Estimates by gap potentials of free homotopy decompositions of critical Sobolev maps

Abstract

Abstract A free homotopy decomposition of any continuous map from a compact Riemannian manifold 𝓜 to a compact Riemannian manifold 𝓝 into a finite number maps belonging to a finite set is constructed, in such a way that the number of maps in this free homotopy decomposition and the number of elements of the set to which they belong can be estimated a priori by the critical Sobolev energy of the map in Ws,p(𝓜, 𝓝), with sp = m = dim 𝓜. In particular, when the fundamental group π1(𝓝) acts trivially on the homotopy group πm(𝓝), the number of homotopy classes to which a map can belong can be estimated by its Sobolev energy.
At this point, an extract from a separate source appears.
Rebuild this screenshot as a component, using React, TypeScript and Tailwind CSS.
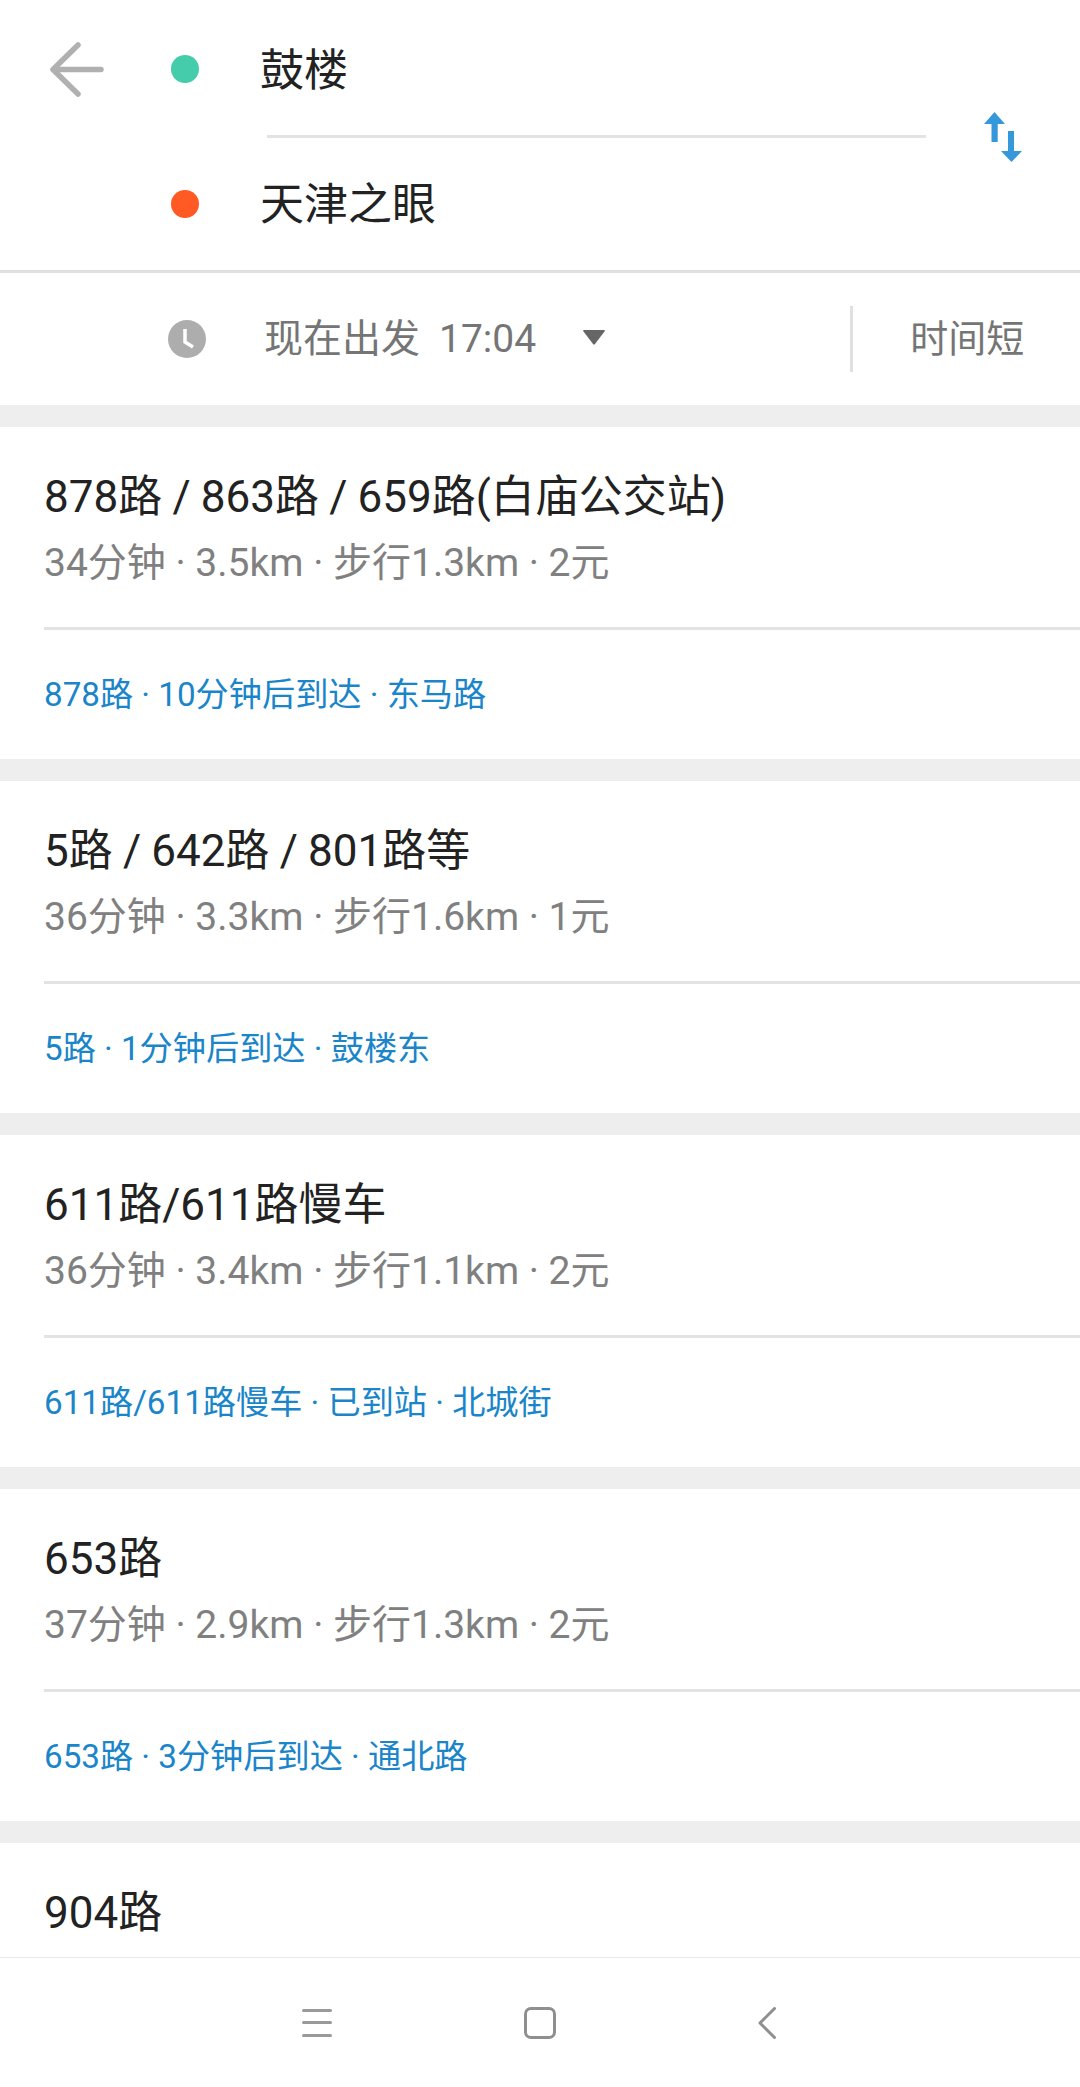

The estimates are particular cases of estimates under a boundedness assumption on gap potentials of the form $$\begin{array}{} \displaystyle \iint\limits_{\substack{(x, y) \in \mathcal{M} \times \mathcal{M} \\ d_\mathcal{N} (f (x), f (y)) \ge \varepsilon}} \frac{1}{d_\mathcal{M} (y, x)^{2 m}} \, \mathrm{d} y \, \mathrm{d}x. \end{array}$$ When m ≥ 2, the estimates scale optimally as ε → 0. When m = 1, the total variation of the maps appearing in the decomposition can be controlled by the gap potential. Linear estimates on the Hurewicz homomorphism and the induced cohomology homomorphism are also obtained.